Antwuan Dixon

Personal information
- Full name: Antwuan Willis Dixon
- Born: August 19, 1988 (age 37) Victorville, California, U.S.
- Home town: Carson, California, U.S.
- Education: Fontana High School
- Height: 6 ft 0 in (183 cm)

= Antwuan Dixon =

American professional skateboarder (born 1988)

Antwuan Willis Dixon (born August 19, 1988) is an American professional skateboarder.

== Skateboarding career ==

=== Early life ===
Dixon started skateboarding at the age of twelve, when his mom ordered a Powell Peralta deck from CCS. In addition to the complete, Dixon ordered a skate video VHS: 411 Video Magazine - Issue 40.

=== Sponsorships ===
Dixon's first sponsorship was getting boards from Transitions skateboards. After Transitions, Dixon received boards from Chocolate Skateboards and Youngguns Skateboards. At Carson skatepark, Mark Waters saw Dixon skating. This led to Dixon getting on eS.

==== Baker 3 ====
In 2005, Dixon released his first video part in the critically acclaimed Baker 3. Dixon filmed the entire part over 3 months. Dixon was 16 when the video was released.

Dixon was alternately featured in the Baker Skateboards video Baker Has a Deathwish, then rode for Deathwish skateboards. Eventually, Dixon and Deathwish parted ways. After eS, Dixon was sponsored by Supra footwear. In 2009, Dixon got his first pro shoe from Supra.

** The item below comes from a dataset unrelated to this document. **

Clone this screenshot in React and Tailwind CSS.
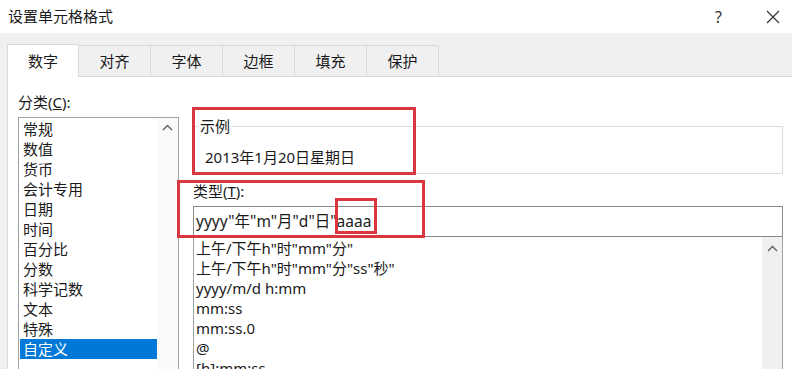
import React from 'react';

const FONT = { fontFamily: '"Noto Sans", "Noto Sans CJK SC", sans-serif' };

const categories = ['常规', '数值', '货币', '会计专用', '日期', '时间', '百分比', '分数', '科学记数', '文本', '特殊', '自定义'];
const formats = [
  '上午/下午h"时"mm"分"',
  '上午/下午h"时"mm"分"ss"秒"',
  'yyyy/m/d h:mm',
  'mm:ss',
  'mm:ss.0',
  '@',
  '[h]:mm:ss',
];
const tabs = ['数字', '对齐', '字体', '边框', '填充', '保护'];

function Chevron() {
  return (
    <svg width="11" height="7" viewBox="0 0 11 7" className="text-[#606060]">
      <path d="M1 6 L5.5 1.5 L10 6" fill="none" stroke="currentColor" strokeWidth="1.4" />
    </svg>
  );
}

export default function App() {
  return (
    <div style={FONT} className="relative w-[792px] h-[369px] overflow-hidden bg-[#f0f0f0] text-[#1a1a1a] flex flex-col">
      {/* title bar */}
      <div className="h-[33px] bg-white flex items-center justify-between pl-[8px] pr-[12px] shrink-0">
        <span className="text-[15px]">设置单元格格式</span>
        <div className="flex items-center gap-[44px]">
          <span className="text-[16px] text-[#333]">?</span>
          <svg width="14" height="14" viewBox="0 0 14 14">
            <path d="M1 1 L13 13 M13 1 L1 13" stroke="#333" strokeWidth="1.2" />
          </svg>
        </div>
      </div>

      {/* tabs */}
      <div className="flex items-end pl-[7px] pt-[11px] shrink-0">
        {tabs.map((t, i) =>
          i === 0 ? (
            <div key={t} className="w-[72px] h-[33px] bg-white border border-b-0 border-[#d9d9d9] flex items-center justify-center text-[15px] -mb-px relative z-10">
              {t}
            </div>
          ) : (
            <div key={t} className="w-[72px] h-[31px] bg-[#f0f0f0] border border-l-0 border-b-0 border-[#d9d9d9] flex items-center justify-center text-[15px]">
              {t}
            </div>
          )
        )}
      </div>

      {/* panel */}
      <div className="ml-[7px] flex-1 bg-white border-t border-l border-[#d9d9d9] flex pl-[10px] pt-[15px] gap-[14px]">
        {/* category */}
        <div className="w-[161px] flex flex-col">
          <div className="h-[20px] leading-[20px] text-[15px]">分类(<span className="underline">C</span>):</div>
          <div className="mt-[5px] flex-1 border border-[#a0a0a0] border-b-0 flex">
            <div className="flex-1 pt-[1px] pl-[1px]">
              {categories.map(c => (
                <div key={c} className={`h-[20px] leading-[20px] text-[15px] pl-[3px] ${c === '自定义' ? 'bg-[#0078d7] text-white' : ''}`}>
                  {c}
                </div>
              ))}
            </div>
            <div className="w-[21px] bg-[#fafafa] flex justify-center pt-[6px]">
              <Chevron />
            </div>
          </div>
        </div>

        {/* right */}
        <div className="flex-1 flex flex-col pr-[9px]">
          <div className="relative mt-[34px] h-[48px] border border-[#dcdcdc] ml-[1px] shrink-0">
            <span className="absolute -top-[11px] left-[4px] bg-white px-[1px] text-[15px] leading-[20px]">示例</span>
            <div className="pt-[20px] pl-[10px] text-[15px] leading-[20px]">2013年1月20日星期日</div>
          </div>
          <div className="mt-[7px] h-[20px] leading-[20px] text-[15px] shrink-0">类型(<span className="underline">T</span>):</div>
          <div className="mt-[5px] h-[31px] border border-[#8a8a8a] flex items-center pl-[2px] text-[15.5px] shrink-0">
            yyyy"年"m"月"d"日"aaaa
          </div>
          <div className="flex-1 border border-t-0 border-b-0 border-[#a0a0a0] flex">
            <div className="flex-1 pl-[2px] pt-[1px]">
              {formats.map(f => (
                <div key={f} className="h-[20px] leading-[20px] text-[15px] whitespace-nowrap">{f}</div>
              ))}
            </div>
            <div className="w-[20px] bg-[#f0f0f0] flex justify-center pt-[8px]">
              <Chevron />
            </div>
          </div>
        </div>
      </div>

      {/* red annotation boxes */}
      <div className="absolute left-[192px] top-[107px] w-[224px] h-[68px] border-[3px] border-[#d9363e] pointer-events-none" />
      <div className="absolute left-[177px] top-[180px] w-[248px] h-[58px] border-[3px] border-[#d9363e] pointer-events-none" />
      <div className="absolute left-[335px] top-[198px] w-[42px] h-[36px] border-[3px] border-[#d9363e] pointer-events-none" />
    </div>
  );
}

Antwuan's current sponsors include: FTP Skateboards, Hardluck MFG, Straye Shoes, Thunder Trucks, Brooklyn Projects, Hearts and Hammers, and Transitions Skateshop.

=== Legal issues ===

On March 22, 2008, Dixon was arrested by Tampa police on charges stemming from possession of marijuana (less than 20 grams) and cocaine with the intent to sell, as well as the battery of three law enforcement officers. Dixon was irrevocably held on $4,000 bond, which was subsequently paid for his immediate release.

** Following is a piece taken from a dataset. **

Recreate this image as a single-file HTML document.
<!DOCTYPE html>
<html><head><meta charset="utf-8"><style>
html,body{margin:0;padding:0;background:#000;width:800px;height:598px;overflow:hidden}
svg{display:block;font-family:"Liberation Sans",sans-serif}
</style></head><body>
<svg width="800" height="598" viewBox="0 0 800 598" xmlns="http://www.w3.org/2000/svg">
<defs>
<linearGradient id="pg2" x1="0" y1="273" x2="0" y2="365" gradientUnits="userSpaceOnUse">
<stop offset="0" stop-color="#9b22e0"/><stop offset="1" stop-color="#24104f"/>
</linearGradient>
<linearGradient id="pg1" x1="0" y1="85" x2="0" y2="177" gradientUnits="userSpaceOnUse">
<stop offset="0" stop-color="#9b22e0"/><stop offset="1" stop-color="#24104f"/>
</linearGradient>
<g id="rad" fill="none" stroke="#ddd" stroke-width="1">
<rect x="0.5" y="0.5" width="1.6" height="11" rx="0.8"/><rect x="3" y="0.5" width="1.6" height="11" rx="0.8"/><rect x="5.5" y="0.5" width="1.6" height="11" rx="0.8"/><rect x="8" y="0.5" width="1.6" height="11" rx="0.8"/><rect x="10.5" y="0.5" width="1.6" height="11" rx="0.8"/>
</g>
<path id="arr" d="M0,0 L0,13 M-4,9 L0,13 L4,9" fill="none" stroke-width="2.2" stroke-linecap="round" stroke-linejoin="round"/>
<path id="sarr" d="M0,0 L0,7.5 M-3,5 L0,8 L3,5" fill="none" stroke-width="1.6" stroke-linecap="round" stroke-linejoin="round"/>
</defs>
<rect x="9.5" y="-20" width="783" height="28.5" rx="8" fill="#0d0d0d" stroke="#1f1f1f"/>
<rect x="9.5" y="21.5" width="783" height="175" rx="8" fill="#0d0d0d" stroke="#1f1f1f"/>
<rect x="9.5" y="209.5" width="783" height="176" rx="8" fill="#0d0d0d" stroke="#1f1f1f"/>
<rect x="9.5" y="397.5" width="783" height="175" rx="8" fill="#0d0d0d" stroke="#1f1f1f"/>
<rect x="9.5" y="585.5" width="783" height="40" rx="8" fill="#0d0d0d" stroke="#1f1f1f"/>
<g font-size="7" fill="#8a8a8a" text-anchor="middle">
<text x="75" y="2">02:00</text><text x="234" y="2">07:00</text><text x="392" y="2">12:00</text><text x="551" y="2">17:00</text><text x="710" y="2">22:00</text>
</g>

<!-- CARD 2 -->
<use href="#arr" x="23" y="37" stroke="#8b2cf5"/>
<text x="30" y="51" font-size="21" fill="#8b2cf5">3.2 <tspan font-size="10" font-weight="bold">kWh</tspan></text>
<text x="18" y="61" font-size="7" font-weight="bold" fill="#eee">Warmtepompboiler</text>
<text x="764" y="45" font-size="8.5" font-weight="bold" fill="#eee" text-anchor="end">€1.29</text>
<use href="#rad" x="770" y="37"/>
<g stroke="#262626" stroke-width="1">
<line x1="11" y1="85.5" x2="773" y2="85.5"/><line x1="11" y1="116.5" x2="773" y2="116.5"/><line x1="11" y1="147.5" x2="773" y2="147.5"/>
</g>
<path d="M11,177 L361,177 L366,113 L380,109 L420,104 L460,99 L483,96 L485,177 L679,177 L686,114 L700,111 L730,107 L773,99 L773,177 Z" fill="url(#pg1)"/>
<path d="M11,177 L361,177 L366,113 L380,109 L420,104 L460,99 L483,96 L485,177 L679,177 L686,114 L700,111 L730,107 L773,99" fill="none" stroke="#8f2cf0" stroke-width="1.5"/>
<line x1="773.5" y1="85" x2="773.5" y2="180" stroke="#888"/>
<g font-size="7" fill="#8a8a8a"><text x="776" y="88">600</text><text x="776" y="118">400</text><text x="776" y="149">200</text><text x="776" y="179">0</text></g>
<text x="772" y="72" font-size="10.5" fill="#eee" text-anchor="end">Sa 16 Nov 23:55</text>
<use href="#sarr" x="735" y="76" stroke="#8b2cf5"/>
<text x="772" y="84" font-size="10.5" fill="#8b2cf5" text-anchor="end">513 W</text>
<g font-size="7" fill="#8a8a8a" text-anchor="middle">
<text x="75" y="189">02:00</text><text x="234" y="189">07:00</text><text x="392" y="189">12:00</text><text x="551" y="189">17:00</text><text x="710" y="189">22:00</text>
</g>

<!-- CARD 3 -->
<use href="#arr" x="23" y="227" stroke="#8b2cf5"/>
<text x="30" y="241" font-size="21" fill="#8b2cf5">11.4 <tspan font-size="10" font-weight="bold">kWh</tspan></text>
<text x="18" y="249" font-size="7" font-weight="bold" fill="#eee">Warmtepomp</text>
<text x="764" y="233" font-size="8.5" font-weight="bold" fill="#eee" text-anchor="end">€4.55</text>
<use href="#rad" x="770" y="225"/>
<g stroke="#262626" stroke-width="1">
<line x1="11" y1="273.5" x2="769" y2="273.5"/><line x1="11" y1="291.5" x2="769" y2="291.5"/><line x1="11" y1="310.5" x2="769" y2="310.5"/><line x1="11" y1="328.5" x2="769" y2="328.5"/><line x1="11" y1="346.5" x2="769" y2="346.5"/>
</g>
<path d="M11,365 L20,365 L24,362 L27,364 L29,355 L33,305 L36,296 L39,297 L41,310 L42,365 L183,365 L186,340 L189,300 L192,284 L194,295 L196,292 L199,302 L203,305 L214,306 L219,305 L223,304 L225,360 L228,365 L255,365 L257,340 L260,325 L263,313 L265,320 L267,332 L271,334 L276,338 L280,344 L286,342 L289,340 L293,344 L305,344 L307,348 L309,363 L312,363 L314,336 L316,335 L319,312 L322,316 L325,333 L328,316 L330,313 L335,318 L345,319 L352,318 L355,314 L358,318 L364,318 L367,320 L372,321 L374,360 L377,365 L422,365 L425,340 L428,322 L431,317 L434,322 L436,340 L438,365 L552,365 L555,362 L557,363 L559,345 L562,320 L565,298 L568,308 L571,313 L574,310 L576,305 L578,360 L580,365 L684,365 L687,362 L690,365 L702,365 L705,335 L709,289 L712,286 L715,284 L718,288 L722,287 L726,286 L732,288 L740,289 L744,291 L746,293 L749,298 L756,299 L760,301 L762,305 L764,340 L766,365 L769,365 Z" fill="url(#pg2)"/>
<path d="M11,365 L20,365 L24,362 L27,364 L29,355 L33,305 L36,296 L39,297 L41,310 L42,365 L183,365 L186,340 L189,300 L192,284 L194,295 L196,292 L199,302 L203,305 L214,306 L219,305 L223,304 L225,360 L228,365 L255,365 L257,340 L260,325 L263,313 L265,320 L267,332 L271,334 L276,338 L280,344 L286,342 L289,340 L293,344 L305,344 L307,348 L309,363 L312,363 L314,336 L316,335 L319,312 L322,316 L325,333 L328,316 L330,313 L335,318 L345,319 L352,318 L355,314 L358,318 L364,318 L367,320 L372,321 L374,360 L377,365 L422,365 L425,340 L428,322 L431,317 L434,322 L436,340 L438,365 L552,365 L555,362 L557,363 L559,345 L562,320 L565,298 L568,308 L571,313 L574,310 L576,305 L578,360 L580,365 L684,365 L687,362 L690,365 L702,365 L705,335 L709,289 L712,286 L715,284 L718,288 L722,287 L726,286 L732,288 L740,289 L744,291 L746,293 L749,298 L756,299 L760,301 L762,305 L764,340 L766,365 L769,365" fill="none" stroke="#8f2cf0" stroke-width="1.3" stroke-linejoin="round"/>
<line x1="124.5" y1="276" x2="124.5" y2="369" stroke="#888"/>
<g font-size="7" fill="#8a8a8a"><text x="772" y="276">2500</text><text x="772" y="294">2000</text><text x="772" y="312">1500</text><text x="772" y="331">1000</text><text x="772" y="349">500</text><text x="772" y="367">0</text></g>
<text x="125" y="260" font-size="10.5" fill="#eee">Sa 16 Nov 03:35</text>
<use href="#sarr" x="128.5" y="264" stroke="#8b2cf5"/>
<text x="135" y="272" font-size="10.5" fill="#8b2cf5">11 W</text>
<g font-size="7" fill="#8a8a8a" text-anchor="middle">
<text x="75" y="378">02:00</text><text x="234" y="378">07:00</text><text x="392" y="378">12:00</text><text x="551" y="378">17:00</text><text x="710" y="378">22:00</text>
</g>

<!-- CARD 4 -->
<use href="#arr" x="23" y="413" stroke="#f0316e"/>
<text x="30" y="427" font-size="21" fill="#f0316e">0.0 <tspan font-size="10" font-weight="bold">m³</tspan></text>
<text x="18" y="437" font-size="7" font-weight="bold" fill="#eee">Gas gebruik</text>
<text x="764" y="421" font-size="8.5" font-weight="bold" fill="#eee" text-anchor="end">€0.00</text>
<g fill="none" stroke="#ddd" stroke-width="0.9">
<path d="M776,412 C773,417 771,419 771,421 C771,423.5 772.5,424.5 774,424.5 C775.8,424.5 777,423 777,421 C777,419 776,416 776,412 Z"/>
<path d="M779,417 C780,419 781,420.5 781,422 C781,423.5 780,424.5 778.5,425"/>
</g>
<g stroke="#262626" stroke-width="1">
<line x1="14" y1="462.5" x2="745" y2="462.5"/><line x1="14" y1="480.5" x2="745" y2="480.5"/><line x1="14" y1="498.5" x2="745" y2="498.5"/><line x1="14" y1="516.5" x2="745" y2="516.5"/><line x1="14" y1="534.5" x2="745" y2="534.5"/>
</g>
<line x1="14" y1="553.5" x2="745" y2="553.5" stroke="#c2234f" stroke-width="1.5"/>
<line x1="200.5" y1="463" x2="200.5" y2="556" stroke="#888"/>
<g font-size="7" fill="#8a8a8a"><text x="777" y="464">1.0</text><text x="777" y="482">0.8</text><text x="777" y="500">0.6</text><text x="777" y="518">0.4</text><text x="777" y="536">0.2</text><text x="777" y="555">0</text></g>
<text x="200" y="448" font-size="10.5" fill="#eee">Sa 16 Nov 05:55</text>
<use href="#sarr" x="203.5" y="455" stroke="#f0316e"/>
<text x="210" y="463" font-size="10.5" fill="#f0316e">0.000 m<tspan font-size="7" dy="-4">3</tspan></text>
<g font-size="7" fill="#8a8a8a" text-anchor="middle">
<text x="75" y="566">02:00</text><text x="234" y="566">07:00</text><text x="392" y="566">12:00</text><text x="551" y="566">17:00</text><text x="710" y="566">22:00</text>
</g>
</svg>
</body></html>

In an interview for Skateboardermag, Dixon spoke on the incident:

Ah, man, some crazy shit happened at Tampa! I was just over there chilling, smoking, and I'm chilling outside paying for that tatoo [sic] dude and this girl to get in. Then, all of a sudden, this girl's like, "Antwuan, you wanna go smoke?" So we go and we're about to smoke these blunts, then this truck rolls up and it's undercover cops. They just jumped out. Then, this lady had seen I had a big-ass bag of weed and shit. She'd seen my money and thought I was a drug dealer from out there. They were talking about seizing my money, and I was like, "I don't know what that means," and they're, like, "We're basically gonna take your money when we leave here," and I'm, like, "Hell no!" I'm sitting there being handcuffed and shit, so I got up and grabbed my wallet and then I held it. Then me and the cops started fighting for a little bit I guess. I don't know, I was pretty faded. I don't remember. Next thing you know, I end up in jail in Florida with all these batteries against police officers. Now I got to go to court and stuff all the time.

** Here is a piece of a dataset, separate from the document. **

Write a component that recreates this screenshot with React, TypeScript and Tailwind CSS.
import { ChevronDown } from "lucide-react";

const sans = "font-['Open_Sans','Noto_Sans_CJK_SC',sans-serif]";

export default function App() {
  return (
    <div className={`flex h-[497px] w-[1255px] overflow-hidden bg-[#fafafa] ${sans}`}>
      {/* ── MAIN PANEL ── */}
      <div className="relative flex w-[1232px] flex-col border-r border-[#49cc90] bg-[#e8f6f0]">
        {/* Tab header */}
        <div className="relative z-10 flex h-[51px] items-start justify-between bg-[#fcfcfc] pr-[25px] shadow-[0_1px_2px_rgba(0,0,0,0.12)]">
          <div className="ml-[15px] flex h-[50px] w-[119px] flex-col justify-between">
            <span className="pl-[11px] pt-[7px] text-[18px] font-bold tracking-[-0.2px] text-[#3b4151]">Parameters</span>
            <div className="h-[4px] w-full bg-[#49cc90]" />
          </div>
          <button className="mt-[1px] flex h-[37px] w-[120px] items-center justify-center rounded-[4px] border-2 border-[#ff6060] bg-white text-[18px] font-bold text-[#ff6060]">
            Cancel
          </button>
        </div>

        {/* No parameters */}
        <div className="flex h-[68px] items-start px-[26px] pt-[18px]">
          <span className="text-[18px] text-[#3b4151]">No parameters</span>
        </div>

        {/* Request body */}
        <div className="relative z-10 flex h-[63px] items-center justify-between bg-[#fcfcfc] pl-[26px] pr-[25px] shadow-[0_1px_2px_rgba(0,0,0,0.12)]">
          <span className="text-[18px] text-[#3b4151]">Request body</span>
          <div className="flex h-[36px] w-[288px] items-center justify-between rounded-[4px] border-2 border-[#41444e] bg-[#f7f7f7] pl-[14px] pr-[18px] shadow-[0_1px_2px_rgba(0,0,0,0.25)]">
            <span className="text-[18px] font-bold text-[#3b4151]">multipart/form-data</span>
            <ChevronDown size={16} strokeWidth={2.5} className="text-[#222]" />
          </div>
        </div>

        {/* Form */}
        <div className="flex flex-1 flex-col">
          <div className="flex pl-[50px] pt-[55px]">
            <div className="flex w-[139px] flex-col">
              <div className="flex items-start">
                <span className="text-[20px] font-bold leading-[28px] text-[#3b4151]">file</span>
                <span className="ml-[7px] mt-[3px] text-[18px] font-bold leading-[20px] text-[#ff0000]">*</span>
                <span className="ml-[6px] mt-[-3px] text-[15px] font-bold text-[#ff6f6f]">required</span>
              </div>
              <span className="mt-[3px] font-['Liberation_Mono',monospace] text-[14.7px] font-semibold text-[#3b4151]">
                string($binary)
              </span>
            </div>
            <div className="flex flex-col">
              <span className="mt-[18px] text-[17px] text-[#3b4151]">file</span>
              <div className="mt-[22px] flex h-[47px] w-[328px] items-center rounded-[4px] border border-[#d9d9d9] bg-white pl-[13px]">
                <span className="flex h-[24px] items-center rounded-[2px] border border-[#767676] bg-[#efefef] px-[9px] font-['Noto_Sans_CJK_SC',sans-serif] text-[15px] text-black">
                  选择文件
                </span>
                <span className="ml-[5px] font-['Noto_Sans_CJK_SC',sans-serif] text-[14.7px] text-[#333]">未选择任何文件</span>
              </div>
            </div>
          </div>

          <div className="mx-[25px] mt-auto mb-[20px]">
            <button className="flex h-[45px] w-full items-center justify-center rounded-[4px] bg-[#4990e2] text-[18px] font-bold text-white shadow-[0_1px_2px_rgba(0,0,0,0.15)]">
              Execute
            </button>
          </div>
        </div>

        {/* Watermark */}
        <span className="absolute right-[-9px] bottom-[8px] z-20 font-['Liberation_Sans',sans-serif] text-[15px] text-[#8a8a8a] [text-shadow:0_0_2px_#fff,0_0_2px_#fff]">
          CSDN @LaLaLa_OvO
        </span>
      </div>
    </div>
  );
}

In 2013, Dixon received a three year jail sentence after violating his probation, and was charged with battery, vandalism, and child endangerment after an argument at a convenience store escalated to violence. Dixon gave details in an interview with Thrasher magazine during his jail sentence:

Why am I in jail? Ah, man, for violating a three-year joint suspension. They gave me three years. The original case was, some fool at 7-11 being racist, I socked him a couple times. Spit in his face and he's still talking shit. Walking outside, boom, boom, boom. I bought what I was going to buy and go outside. Mind you, this dude had kids with him. He put his kids in the car. I'm a little faded or whatever, so I don't give a fuck. He keeps talking shit so I grab my board and start breaking his windows of his car. And his kids are in the car so they gave me battery, five counts of battery, vandalism and child endangerment. So you know, I violated the probation I was offered in this case. I had a three-year joint suspension, which is why I'm here now.

Dixon served his sentence and is now living in Los Angeles.

On September 13, 2016, Dixon was taken back into custody. Dixon was released sometime in November or December 2016.